With conservation and promotional missions as delineated, the forum is poised to ensure the sustainability of medicinal plant resources. It will identify and prioritize potential short- and long-term interventions. A secretariat will coordinate the function of the forum. One of the key roles of the secretariat will be ensuring the participation of stakeholders.
6. Conclusions
Medicinal plants governance structure and functions in Bangladesh demonstrate weak links between institutions across scales. Examination of interplays between formal and informal organizations has revealed that the undefined roles of institutions produced ineffective governance, thereby affecting resource management policies and strategies. Sectoral institutions with a generalized programmatic focus contributed meagerly to the needed promotion of medicinal plants resources for supporting rural livelihoods and economies. Presently, national-level institutions have nominal effects upon smaller scale actors because of their inherent weaknesses. However, a well-structured institutional arrangement establishing clear vertical linkages and effective interplays would change the rules of the game—that is, smaller scale players would have a more profound role, adding their values and voices to the marketplace. Also, with stronger national-level institutions, and their collaboration and support, leadership and organizational capacity building will be enhanced among producers and consumers at the local level.

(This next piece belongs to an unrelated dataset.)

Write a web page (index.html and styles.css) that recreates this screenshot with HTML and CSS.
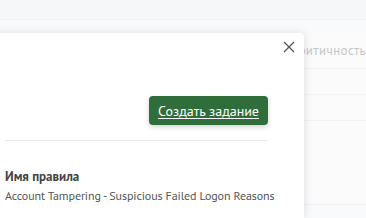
FILE: index.html
```html
<!DOCTYPE html>
<html lang="ru">
<head>
<meta charset="utf-8">
<link rel="stylesheet" href="styles.css">
</head>
<body>
<div class="page">
  <div class="topbar"></div>
  <div class="content">
    <div class="table">
      <div class="thead"><span class="th">Критичность</span></div>
      <div class="trow"></div>
      <div class="trow tall"></div>
    </div>
  </div>
</div>
<div class="modal">
  <button class="close" aria-label="Закрыть">
    <svg width="12" height="12" viewBox="0 0 12 12"><path d="M1 1L11 11M11 1L1 11" stroke="#555" stroke-width="1.3" fill="none"/></svg>
  </button>
  <div class="actions">
    <a class="btn" href="#">Создать задание</a>
  </div>
  <div class="divider"></div>
  <div class="field">
    <div class="label">Имя правила</div>
    <div class="value">Account Tampering - Suspicious Failed Logon Reasons</div>
  </div>
</div>
</body>
</html>
```
FILE: styles.css
```css
html, body {
  margin: 0;
  padding: 0;
  width: 366px;
  height: 218px;
  overflow: hidden;
  background: #f9fafb;
  font-family: "PT Sans", "Noto Sans", "Open Sans", sans-serif;
}
.page {
  display: flex;
  flex-direction: column;
  height: 218px;
  overflow: hidden;
}
.topbar {
  height: 19px;
  flex: none;
  background: #f6f7f9;
  border-bottom: 1px solid #eef0f3;
}
.content {
  flex: 1;
  padding: 0 0 0 20px;
  overflow: hidden;
}
.table {
  margin-top: 13px;
  background: #fbfbfc;
  height: 172px;
  box-sizing: border-box;
  border-bottom: 1px solid #f0f1f3;
}
.thead {
  height: 35px;
  display: flex;
  align-items: center;
  justify-content: flex-end;
  border-bottom: 1px solid #eef0f2;
  padding-right: 0;
}
.th {
  font-size: 13px;
  letter-spacing: 0.4px;
  color: #c3c7cc;
  white-space: nowrap;
}
.trow {
  height: 25px;
  border-bottom: 1px solid #f2f3f5;
}
.modal {
  position: absolute;
  left: -20px;
  top: 33px;
  width: 324px;
  height: 185px;
  background: #fff;
  border-radius: 0 4px 0 0;
  box-shadow: 1px 0 8px rgba(30, 40, 60, 0.12);
  box-sizing: border-box;
  padding: 63px 36px 0 25px;
}
.close {
  position: absolute;
  top: 8px;
  right: 9px;
  width: 12px;
  height: 12px;
  padding: 0;
  border: 0;
  background: none;
  display: flex;
}
.actions {
  display: flex;
  justify-content: flex-end;
}
.btn {
  display: inline-flex;
  align-items: center;
  justify-content: center;
  width: 119px;
  height: 29px;
  background: #2f6e3b;
  color: #fff;
  border-radius: 4px;
  font-size: 14px;
  text-decoration: underline;
  text-underline-offset: 2px;
  box-shadow: 0 2px 5px rgba(0, 0, 0, 0.18);
}
.divider {
  height: 1px;
  background: #e6e8eb;
  margin-top: 15px;
}
.field {
  padding-top: 27px;
  white-space: nowrap;
}
.label {
  font-size: 13px;
  font-weight: 700;
  color: #444;
  line-height: 18px;
}
.value {
  font-size: 12px;
  letter-spacing: -0.1px;
  color: #555;
  line-height: 20px;
}
```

There has been nominal coordination among developmental and rural livelihood supporting projects in terms of timeline, outputs, and outcomes. Hence, with varying lifetimes, they produced uneven results at different times. Also, a high degree of difference in project objectives did not leave much room for follow-up ventures upon termination of such disjointed projects. Time-bound preoccupations of the supporting institutions—especially donors and NGOs—hindered long-term goal setting toward sustainable governance of medicinal plants resources. Moreover, a multitude of actions by diverse partners in complicated participation processes generated disjointed effects—resulting in overwhelming role-confusion and the indecisiveness of stakeholders.

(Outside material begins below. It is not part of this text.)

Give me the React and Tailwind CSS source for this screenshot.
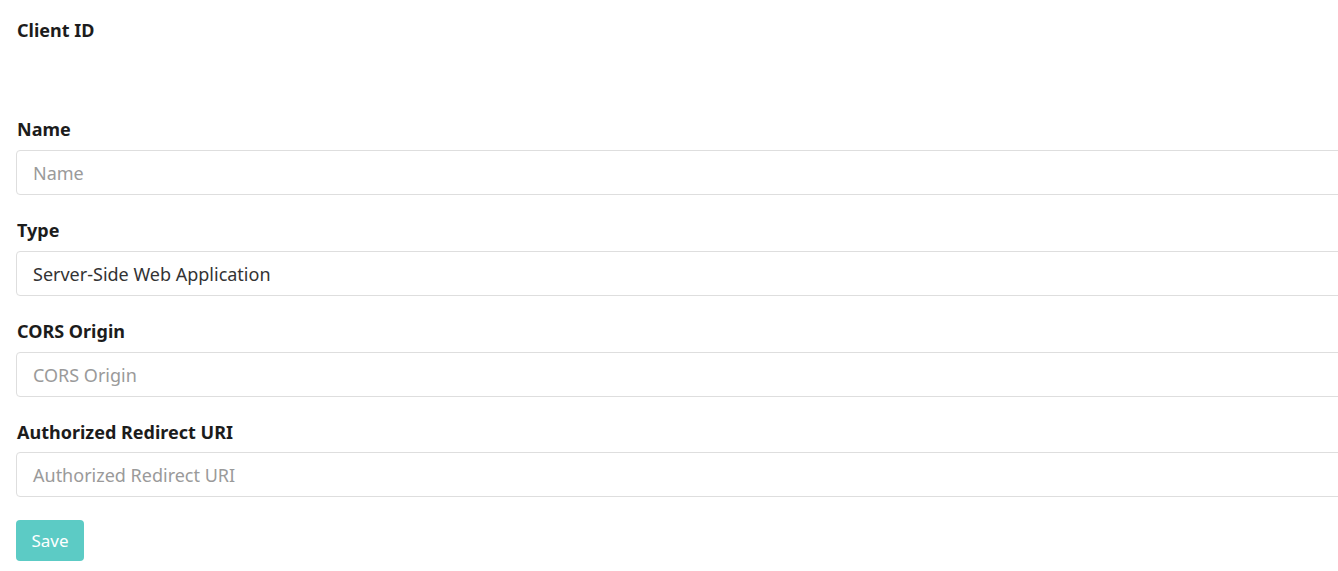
import React from "react";

function Field({ label, placeholder, value, last }) {
  return (
    <div className={last ? "mb-[23px]" : "mb-[23px]"}>
      <div className={"text-[18px] leading-[24px] font-bold text-[#1c1c1c] pl-[1px] " + (last ? "mb-[8px]" : "mb-[9px]")}>{label}</div>
      <div className="w-[1340px] h-[45px] border border-[#dedede] rounded-[4px] bg-white flex items-center pl-[16px] pt-[2px]">
        {value ? (
          <span className="text-[18px] text-[#333333]">{value}</span>
        ) : (
          <span className="text-[18px] text-[#9a9a9a]">{placeholder}</span>
        )}
      </div>
    </div>
  );
}

export default function App() {
  return (
    <div className="w-full h-[571px] overflow-hidden bg-white" style={{ fontFamily: '"Noto Sans", "Open Sans", sans-serif' }}>
      <div className="pl-[16px] pt-[18px]">
        <div className="text-[18px] leading-[24px] font-bold text-[#1c1c1c] pl-[1px] h-[99px]">Client ID</div>
        <Field label="Name" placeholder="Name" />
        <Field label="Type" value="Server-Side Web Application" />
        <Field label="CORS Origin" placeholder="CORS Origin" />
        <Field label="Authorized Redirect URI" placeholder="Authorized Redirect URI" last />
        <button className="w-[68px] h-[41px] rounded-[4px] bg-[#5ccbc5] text-white text-[17px]">Save</button>
      </div>
    </div>
  );
}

The art of resource management is associated with producing and sustaining institutional interplays. Project-based initiatives allow a comprehensive range of actors involved in the resource value chain to work together, but their successes need to be continued. Establishing a strategic management body at the national level is necessary to sustain the efforts and contributions of development partners, NGOs, and local institutions involved in development and livelihood support programs, including medicinal plant resources. A sub-sectoral approach potentially offsets some of the major weaknesses of the institutional interplays and will ensure the success of resource management practice.